Greenwashing is a term used to denote how companies use buzzwords like sustainability and ethical fashion to favour the socially more aware generation without actually providing a clear explanation of how their products are made. Identifying and verifying the morals of a brand hence gets more confusing and overwhelming for the everyday consumer. In response to the protests made by unpaid workers, Zara’s parent company Inditex set up a hardship fund after partnering with other brands like ‘Mango’ and ‘Next’ to compensate for the losses endured by the most vulnerable among the protestors.

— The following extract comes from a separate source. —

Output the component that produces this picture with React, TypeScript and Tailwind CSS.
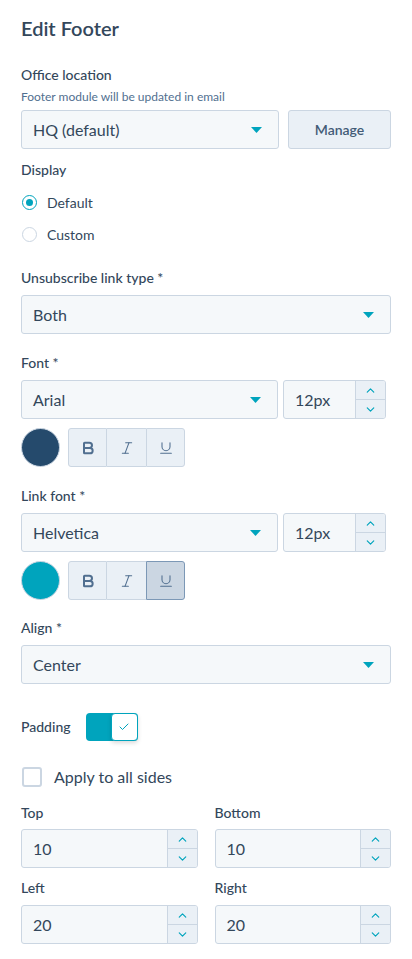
import React from 'react';
import { Bold, Italic, Underline, ChevronUp, ChevronDown, Check } from 'lucide-react';

const font = { fontFamily: 'Lato, "Liberation Sans", sans-serif' };

function Caret() {
  return (
    <svg width="11" height="6" viewBox="0 0 11 6" className="shrink-0">
      <path d="M0 0 L11 0 L5.5 6 Z" fill="#00a4bd" />
    </svg>
  );
}

function Select({ value, className = '' }: { value: string; className?: string }) {
  return (
    <div
      className={`flex h-[39px] items-center justify-between rounded-[3px] border border-[#cbd6e2] bg-[#f5f8fa] pl-[11px] pr-[16px] text-[16px] text-[#33475b] ${className}`}
    >
      <span>{value}</span>
      <Caret />
    </div>
  );
}

function NumberInput({ value, className = '' }: { value: string; className?: string }) {
  return (
    <div className={`flex h-[39px] overflow-hidden rounded-[3px] border border-[#cbd6e2] bg-[#f5f8fa] ${className}`}>
      <div className="flex flex-1 items-center pl-[11px] text-[16px] text-[#33475b]">{value}</div>
      <div className="flex w-[30px] flex-col border-l border-[#cbd6e2] bg-[#eaf0f6]">
        <div className="flex flex-1 items-center justify-center border-b border-[#cbd6e2]">
          <ChevronUp size={13} strokeWidth={2.2} color="#00a4bd" />
        </div>
        <div className="flex flex-1 items-center justify-center">
          <ChevronDown size={13} strokeWidth={2.2} color="#00a4bd" />
        </div>
      </div>
    </div>
  );
}

function Label({ children, className = '' }: { children: React.ReactNode; className?: string }) {
  return <div className={`text-[14px] font-medium leading-[20px] text-[#33475b] ${className}`}>{children}</div>;
}

function StyleRow({ color, underlineActive }: { color: string; underlineActive?: boolean }) {
  return (
    <div className="flex items-center gap-[8px]">
      <div className="h-[39px] w-[39px] rounded-full border border-[#cbd6e2]" style={{ backgroundColor: color }} />
      <div className="flex h-[39px]">
        <div className="flex w-[39px] items-center justify-center rounded-l-[3px] border border-[#cbd6e2] bg-[#eaf0f6]">
          <Bold size={16} strokeWidth={3} color="#516f90" />
        </div>
        <div className="flex w-[39px] items-center justify-center border-y border-[#cbd6e2] bg-[#eaf0f6]">
          <Italic size={16} strokeWidth={1.6} color="#516f90" />
        </div>
        <div
          className={
            underlineActive
              ? 'flex w-[39px] items-center justify-center rounded-r-[3px] border border-[#7c98b6] bg-[#cbd6e2]'
              : 'flex w-[39px] items-center justify-center rounded-r-[3px] border border-[#cbd6e2] bg-[#eaf0f6]'
          }
        >
          <Underline size={16} strokeWidth={1.6} color="#516f90" />
        </div>
      </div>
    </div>
  );
}

function Radio({ label, checked }: { label: string; checked?: boolean }) {
  return (
    <div className="flex h-[20px] items-center gap-[10px]">
      <div
        className={`ml-[1px] flex h-[15px] w-[15px] items-center justify-center rounded-full border bg-white ${
          checked ? 'border-[#00a4bd]' : 'border-[#cbd6e2]'
        }`}
      >
        {checked && <div className="h-[7px] w-[7px] rounded-full bg-[#00a4bd]" />}
      </div>
      <span className="text-[14px] text-[#33475b]">{label}</span>
    </div>
  );
}

export default function App() {
  return (
    <div className="min-h-screen w-[412px] bg-white px-[21px] pt-[16px]" style={font}>
      <h1 className="text-[20px] font-semibold leading-[24px] text-[#33475b]">Edit Footer</h1>

      <Label className="mt-[25px]">Office location</Label>
      <div className="mt-[4px] text-[12px] leading-[16px] text-[#516f90]">Footer module will be updated in email</div>
      <div className="mt-[5px] flex gap-[9px]">
        <Select value="HQ (default)" className="w-[258px]" />
        <div className="flex h-[39px] flex-1 items-center justify-center rounded-[3px] border border-[#cbd6e2] bg-[#eaf0f6] text-[14px] font-semibold text-[#425b76]">
          Manage
        </div>
      </div>

      <Label className="mt-[11px]">Display</Label>
      <div className="mt-[12px]">
        <Radio label="Default" checked />
      </div>
      <div className="mt-[12px]">
        <Radio label="Custom" />
      </div>

      <Label className="mt-[24px]">Unsubscribe link type *</Label>
      <Select value="Both" className="mt-[7px]" />

      <Label className="mt-[19px]">Font *</Label>
      <div className="mt-[7px] flex gap-[5px]">
        <Select value="Arial" className="w-[257px]" />
        <NumberInput value="12px" className="w-[103px]" />
      </div>
      <div className="mt-[9px]">
        <StyleRow color="#254a6c" />
      </div>

      <Label className="mt-[19px]">Link font *</Label>
      <div className="mt-[7px] flex gap-[5px]">
        <Select value="Helvetica" className="w-[257px]" />
        <NumberInput value="12px" className="w-[103px]" />
      </div>
      <div className="mt-[9px]">
        <StyleRow color="#00a4bd" underlineActive />
      </div>

      <Label className="mt-[18px]">Align *</Label>
      <Select value="Center" className="mt-[7px]" />

      <div className="mt-[29px] flex items-center gap-[15px]">
        <Label>Padding</Label>
        <div className="flex h-[28px] w-[52px] rounded-[4px] bg-[#00a4bd]">
          <div className="ml-auto flex h-[28px] w-[27px] items-center justify-center rounded-[4px] border border-[#00a4bd] bg-white shadow-[0_2px_4px_rgba(0,0,0,0.15)]">
            <Check size={12} strokeWidth={2} color="#00a4bd" />
          </div>
        </div>
      </div>

      <div className="mt-[26px] flex h-[20px] items-center gap-[12px]">
        <div className="ml-[1px] h-[20px] w-[20px] rounded-[3px] border-2 border-[#cbd6e2] bg-white" />
        <span className="text-[16px] text-[#33475b]">Apply to all sides</span>
      </div>

      <div className="mt-[16px] grid grid-cols-2 gap-x-[17px]">
        <div>
          <Label>Top</Label>
          <NumberInput value="10" className="mt-[6px]" />
        </div>
        <div>
          <Label>Bottom</Label>
          <NumberInput value="10" className="mt-[6px]" />
        </div>
        <div className="mt-[10px]">
          <Label>Left</Label>
          <NumberInput value="20" className="mt-[7px]" />
        </div>
        <div className="mt-[10px]">
          <Label>Right</Label>
          <NumberInput value="20" className="mt-[7px]" />
        </div>
      </div>
    </div>
  );
}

However, this could not cover the losses of every worker, and hence they remained unsatisfied.

Mission Thrift is a volunteer-driven store where people can donate their secondhand clothes. Source: Bloomberg

‘Depop’ is an example of an online thrift store, where users can buy second-hand items and sell clothes as well as other items they own. Such initiatives provide ease of shipping items to customers and help bridge the gap between sellers and potential buyers, making it simple for users to sell items they no longer need that are still fit for use. Various other types of thrift stores with different themes have opened worldwide, both in-person and online, and are being popularised. An example of such a store in India is the ‘Bombay Closet Cleanse’. Thrift stores are an important step towards reducing the immense wastage of clothes taking place every year.

Every consumer must recognise their power to contribute to reducing one’s carbon footprint and subvert this ethically unjust system by choosing to shop and discard more consciously and less frequently than before. The development and incorporation of technologies like Artificial Intelligence (AI) and blockchain in the fashion industry have helped make the production processes (from sourcing raw materials to shipping and reuse) more transparent. In addition, better implementation of workplace rules and regulations and responsible consumption by citizens can overcome the disastrous trend of fast fashion, guiding us towards a more sustainable future.